Jones v. United States

529 U.S. 848

 

RULE:

It is a federal crime to damage or destroy, by means of fire or an explosive, any property used in interstate or foreign commerce or in any activity affecting interstate or foreign commerce. An owner-occupied residence not used for any commercial purpose does not qualify as property "used in" commerce or commerce-affecting activity, and an arson of such a dwelling, therefore, is not subject to federal prosecution.

FACTS:

Appellant threw a Molotov cocktail through a window into a home owned and occupied by his cousin. Appellant was subsequently convicted of arson and his conviction was affirmed. The Supreme Court then granted cer. and on appeal, he argued the statute did not apply to buildings not used for commercial purposes, and challenged the constitutionality of such an application.
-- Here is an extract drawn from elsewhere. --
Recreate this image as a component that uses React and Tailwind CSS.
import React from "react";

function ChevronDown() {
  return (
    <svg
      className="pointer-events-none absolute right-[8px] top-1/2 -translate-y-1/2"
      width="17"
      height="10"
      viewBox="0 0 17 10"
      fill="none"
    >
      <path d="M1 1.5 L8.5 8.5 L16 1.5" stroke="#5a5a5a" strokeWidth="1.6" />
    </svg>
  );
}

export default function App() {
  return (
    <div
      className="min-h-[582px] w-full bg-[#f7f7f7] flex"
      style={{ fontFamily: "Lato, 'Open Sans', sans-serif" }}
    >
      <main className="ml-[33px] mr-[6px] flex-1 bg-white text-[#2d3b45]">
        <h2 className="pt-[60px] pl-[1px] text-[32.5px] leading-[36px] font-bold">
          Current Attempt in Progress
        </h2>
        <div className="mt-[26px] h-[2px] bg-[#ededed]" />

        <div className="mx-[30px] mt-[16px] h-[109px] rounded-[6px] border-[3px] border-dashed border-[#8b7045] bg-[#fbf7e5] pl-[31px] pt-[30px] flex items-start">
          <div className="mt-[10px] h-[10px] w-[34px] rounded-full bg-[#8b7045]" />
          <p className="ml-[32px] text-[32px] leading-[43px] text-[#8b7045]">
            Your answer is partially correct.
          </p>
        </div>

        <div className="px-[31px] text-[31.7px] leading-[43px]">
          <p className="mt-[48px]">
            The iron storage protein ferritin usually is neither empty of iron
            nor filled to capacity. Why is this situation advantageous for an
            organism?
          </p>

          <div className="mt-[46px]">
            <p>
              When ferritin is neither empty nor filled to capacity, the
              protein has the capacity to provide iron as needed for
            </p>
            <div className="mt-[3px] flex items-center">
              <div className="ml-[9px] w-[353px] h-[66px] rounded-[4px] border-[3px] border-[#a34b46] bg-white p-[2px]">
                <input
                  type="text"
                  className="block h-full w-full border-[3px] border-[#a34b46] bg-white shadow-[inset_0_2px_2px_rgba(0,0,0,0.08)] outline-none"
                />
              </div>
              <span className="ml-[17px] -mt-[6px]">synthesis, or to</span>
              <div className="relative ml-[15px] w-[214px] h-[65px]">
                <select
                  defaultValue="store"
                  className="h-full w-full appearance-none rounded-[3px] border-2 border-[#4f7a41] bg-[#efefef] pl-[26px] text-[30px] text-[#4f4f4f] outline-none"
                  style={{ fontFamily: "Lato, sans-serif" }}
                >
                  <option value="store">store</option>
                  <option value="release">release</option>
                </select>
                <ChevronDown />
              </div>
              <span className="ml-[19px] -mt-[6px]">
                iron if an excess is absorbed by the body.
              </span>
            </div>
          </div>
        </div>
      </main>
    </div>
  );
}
The government argued that the residence was "used" in the "activity" of receiving natural gas, a mortgage, and an insurance policy.

ISSUE:

Did the federal arson statute cover the arson of an owner-occupied dwelling not occupied for any commercial purpose?

ANSWER:

No.

CONCLUSION:

In unanimously reversing the appellant's conviction, the Supreme Court held that the provision covered only property currently used in commerce or in an activity affecting commerce and an owner-occupied residence not used for any commercial purpose did not qualify.